Rows from a dataset

^^^^

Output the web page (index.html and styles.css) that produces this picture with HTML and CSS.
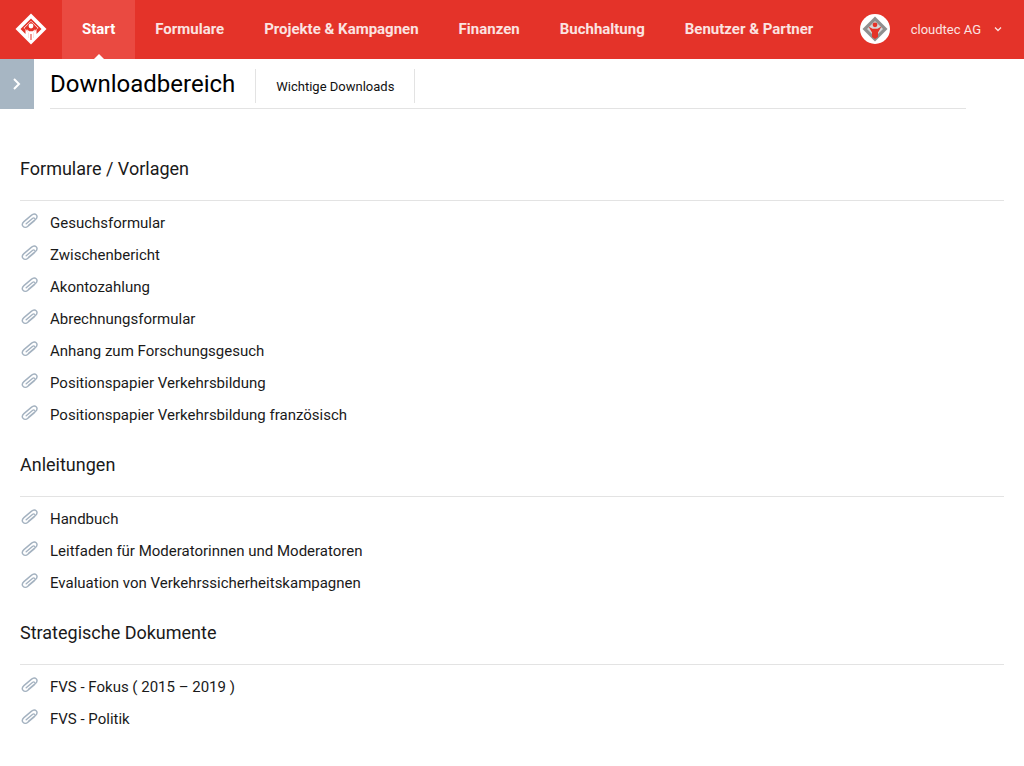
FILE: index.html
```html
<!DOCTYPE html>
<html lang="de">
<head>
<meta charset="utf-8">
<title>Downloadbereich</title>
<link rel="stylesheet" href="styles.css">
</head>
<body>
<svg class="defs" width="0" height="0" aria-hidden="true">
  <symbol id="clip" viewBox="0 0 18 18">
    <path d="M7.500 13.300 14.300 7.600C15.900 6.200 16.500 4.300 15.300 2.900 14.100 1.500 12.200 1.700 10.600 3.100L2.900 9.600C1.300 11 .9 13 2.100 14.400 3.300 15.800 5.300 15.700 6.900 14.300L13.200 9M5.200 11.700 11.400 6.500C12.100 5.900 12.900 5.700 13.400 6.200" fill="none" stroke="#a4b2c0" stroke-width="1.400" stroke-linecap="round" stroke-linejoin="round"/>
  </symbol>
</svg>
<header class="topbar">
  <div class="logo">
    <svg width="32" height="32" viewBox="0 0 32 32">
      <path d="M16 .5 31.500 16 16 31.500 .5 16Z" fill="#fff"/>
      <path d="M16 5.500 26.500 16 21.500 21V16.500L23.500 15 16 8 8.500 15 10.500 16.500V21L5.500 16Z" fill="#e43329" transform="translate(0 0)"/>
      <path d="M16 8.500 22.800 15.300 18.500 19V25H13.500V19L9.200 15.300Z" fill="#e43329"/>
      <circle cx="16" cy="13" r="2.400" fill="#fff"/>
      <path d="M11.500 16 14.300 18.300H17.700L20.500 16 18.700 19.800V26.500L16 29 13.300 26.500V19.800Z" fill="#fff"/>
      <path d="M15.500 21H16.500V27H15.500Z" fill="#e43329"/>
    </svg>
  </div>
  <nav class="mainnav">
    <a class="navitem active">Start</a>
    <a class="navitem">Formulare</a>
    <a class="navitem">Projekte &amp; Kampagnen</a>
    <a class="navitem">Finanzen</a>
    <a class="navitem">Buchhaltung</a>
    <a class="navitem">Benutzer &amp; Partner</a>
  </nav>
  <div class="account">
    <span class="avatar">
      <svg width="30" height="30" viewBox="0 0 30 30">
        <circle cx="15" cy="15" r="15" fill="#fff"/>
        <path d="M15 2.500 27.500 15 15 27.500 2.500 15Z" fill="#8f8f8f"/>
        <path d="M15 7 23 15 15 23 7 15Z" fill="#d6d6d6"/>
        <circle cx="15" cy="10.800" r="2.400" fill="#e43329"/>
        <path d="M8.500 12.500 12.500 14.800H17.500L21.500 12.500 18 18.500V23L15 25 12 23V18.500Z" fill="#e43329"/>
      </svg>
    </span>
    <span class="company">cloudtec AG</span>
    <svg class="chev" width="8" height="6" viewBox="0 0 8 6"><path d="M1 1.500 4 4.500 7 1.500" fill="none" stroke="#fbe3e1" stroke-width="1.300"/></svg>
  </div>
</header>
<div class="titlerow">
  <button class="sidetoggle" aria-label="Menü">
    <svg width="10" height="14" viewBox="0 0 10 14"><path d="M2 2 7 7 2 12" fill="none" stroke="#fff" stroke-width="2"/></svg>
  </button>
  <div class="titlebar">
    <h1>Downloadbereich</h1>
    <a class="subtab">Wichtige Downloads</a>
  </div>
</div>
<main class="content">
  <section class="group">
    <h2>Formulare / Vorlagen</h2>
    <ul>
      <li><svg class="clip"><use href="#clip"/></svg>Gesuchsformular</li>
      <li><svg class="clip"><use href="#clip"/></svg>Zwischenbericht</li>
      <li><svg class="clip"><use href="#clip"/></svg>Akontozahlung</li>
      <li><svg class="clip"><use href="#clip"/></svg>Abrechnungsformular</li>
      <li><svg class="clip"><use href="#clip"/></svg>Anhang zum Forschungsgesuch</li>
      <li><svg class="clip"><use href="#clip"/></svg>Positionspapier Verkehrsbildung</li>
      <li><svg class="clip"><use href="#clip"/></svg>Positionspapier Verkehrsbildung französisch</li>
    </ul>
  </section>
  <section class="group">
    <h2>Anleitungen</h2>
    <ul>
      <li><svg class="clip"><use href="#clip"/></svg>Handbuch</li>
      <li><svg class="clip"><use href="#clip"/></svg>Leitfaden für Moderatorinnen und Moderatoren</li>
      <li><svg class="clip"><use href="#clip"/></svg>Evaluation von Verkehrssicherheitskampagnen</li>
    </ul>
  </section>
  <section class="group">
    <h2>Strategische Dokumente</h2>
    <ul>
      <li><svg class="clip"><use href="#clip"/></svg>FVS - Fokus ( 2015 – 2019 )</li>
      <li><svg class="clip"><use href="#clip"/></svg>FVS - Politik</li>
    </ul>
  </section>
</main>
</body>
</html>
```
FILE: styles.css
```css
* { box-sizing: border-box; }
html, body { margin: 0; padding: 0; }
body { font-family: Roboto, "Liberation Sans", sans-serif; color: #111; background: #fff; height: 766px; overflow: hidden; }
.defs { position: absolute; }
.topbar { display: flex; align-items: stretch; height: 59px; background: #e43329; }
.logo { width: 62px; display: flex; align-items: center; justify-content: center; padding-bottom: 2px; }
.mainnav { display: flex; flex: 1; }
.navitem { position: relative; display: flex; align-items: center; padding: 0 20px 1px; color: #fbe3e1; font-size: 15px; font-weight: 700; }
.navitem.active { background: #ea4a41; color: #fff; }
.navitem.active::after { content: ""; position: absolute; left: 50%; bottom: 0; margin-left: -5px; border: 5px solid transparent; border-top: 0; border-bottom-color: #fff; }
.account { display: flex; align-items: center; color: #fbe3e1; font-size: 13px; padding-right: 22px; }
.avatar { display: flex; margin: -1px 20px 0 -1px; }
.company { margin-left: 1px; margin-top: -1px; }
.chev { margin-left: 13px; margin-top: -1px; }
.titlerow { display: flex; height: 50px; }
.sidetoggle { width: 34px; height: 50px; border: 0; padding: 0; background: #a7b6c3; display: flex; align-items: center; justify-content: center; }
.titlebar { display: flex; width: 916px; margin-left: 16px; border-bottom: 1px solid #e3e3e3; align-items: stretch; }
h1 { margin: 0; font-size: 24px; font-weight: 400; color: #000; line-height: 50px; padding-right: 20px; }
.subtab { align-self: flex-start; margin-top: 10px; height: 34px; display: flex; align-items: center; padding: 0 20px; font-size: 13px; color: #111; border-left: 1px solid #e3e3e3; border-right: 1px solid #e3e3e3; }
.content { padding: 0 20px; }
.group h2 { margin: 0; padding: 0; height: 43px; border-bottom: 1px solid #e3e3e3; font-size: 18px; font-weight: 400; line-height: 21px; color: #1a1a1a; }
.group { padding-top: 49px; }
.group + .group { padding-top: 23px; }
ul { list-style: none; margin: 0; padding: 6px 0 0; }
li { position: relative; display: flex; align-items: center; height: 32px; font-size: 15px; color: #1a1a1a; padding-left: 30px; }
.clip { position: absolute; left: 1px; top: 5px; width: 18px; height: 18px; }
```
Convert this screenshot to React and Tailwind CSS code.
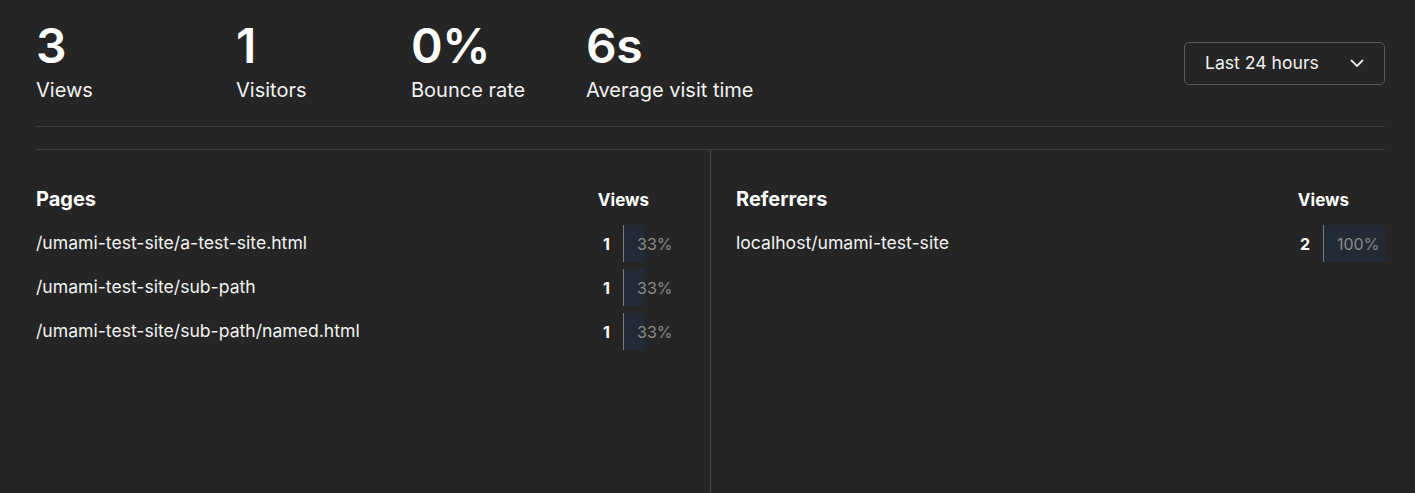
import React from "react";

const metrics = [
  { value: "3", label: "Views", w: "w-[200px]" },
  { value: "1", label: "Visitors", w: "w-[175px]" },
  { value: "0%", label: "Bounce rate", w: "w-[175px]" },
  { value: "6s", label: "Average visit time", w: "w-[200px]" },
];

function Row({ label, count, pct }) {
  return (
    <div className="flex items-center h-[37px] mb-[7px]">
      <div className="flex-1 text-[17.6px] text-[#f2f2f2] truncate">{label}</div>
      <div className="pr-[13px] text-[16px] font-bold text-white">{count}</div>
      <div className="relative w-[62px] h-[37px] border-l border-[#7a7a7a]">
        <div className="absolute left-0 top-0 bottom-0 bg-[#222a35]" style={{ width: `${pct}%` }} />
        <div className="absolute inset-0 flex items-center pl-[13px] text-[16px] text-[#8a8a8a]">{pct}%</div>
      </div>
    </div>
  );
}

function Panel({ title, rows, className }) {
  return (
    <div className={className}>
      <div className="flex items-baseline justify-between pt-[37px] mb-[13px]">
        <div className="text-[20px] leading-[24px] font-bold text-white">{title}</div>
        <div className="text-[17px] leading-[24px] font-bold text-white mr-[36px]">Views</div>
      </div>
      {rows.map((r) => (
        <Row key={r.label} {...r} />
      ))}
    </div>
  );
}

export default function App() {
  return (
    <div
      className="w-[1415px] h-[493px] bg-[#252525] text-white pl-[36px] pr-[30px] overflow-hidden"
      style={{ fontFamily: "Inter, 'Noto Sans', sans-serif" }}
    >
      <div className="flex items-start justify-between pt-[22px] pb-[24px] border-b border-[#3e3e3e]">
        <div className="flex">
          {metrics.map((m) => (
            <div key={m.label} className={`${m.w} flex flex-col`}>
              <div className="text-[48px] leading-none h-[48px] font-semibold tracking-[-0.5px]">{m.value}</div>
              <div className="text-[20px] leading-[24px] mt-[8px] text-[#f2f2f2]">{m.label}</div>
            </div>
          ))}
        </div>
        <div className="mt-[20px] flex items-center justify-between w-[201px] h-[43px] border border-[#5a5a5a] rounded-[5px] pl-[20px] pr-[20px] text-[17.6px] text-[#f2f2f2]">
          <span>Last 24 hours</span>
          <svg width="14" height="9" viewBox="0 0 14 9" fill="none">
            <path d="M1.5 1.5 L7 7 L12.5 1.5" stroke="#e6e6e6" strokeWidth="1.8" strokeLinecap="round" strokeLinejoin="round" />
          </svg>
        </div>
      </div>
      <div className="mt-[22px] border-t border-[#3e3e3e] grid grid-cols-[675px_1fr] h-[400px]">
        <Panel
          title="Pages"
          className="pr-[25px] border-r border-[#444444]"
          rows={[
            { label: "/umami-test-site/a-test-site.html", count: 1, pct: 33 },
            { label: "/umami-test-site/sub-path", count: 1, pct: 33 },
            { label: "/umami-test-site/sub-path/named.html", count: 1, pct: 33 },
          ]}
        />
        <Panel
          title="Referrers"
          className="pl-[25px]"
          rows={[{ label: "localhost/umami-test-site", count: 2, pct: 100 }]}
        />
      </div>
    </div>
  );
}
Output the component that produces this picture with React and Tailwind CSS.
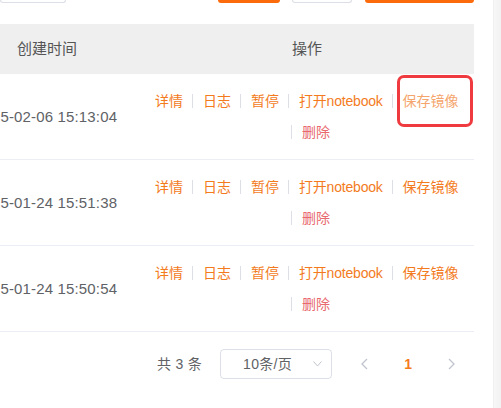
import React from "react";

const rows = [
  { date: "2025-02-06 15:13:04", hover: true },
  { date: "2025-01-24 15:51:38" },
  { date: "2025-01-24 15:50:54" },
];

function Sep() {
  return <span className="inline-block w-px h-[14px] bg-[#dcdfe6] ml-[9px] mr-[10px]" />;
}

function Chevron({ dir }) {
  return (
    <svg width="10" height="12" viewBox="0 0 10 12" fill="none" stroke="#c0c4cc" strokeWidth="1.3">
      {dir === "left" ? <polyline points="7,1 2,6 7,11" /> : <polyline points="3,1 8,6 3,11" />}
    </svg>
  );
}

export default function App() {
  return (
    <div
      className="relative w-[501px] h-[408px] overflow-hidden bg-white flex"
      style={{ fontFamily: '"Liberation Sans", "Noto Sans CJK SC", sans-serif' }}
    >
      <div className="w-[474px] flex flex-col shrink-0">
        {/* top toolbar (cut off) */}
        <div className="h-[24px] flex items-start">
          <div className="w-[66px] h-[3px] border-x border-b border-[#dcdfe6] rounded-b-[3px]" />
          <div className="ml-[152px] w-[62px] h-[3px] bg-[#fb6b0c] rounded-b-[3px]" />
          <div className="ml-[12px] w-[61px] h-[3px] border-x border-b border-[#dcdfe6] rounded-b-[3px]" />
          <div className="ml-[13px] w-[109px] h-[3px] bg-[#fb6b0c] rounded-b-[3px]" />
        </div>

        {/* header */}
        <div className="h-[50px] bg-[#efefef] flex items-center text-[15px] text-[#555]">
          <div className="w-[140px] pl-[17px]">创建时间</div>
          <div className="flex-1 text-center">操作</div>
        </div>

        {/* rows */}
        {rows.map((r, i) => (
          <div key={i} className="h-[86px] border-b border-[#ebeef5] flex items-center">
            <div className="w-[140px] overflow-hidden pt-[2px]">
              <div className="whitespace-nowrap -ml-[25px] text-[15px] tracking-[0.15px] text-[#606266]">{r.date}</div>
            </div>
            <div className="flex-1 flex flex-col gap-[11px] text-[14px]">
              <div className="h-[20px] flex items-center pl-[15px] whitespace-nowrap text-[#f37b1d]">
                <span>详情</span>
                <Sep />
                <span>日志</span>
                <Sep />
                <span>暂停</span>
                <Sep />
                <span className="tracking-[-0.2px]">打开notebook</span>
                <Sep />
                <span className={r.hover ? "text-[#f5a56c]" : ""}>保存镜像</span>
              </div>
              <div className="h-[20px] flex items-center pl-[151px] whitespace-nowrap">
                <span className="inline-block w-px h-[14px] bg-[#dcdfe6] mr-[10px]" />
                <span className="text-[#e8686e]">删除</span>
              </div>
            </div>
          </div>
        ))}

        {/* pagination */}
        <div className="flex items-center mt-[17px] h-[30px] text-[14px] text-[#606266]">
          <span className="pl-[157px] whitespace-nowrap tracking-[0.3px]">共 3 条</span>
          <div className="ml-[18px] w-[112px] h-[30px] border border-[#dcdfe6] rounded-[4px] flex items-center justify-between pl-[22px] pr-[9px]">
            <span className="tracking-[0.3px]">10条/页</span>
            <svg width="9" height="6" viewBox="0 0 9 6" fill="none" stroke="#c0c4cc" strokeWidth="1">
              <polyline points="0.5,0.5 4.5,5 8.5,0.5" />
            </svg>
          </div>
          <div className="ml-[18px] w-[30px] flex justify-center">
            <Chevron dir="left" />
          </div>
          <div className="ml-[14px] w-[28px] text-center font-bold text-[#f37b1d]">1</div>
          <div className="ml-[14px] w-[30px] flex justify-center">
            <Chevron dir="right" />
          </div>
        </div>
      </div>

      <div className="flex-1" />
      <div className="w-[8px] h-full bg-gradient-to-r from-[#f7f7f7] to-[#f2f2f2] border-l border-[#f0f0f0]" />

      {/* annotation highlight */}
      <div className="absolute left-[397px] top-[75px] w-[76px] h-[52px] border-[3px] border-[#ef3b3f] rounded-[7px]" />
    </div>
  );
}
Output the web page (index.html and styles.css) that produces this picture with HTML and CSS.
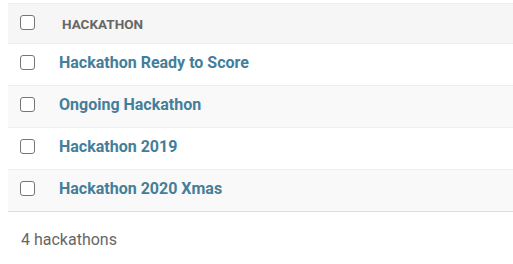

^^^^

**TASK DESCRIPTION**
Among the records above, find each line holding the string "React" and pull it out.

**THE RESULT**
Convert this screenshot to React and Tailwind CSS code.
import React from "react";
Output the component that produces this picture with React and Tailwind CSS.
import React from "react";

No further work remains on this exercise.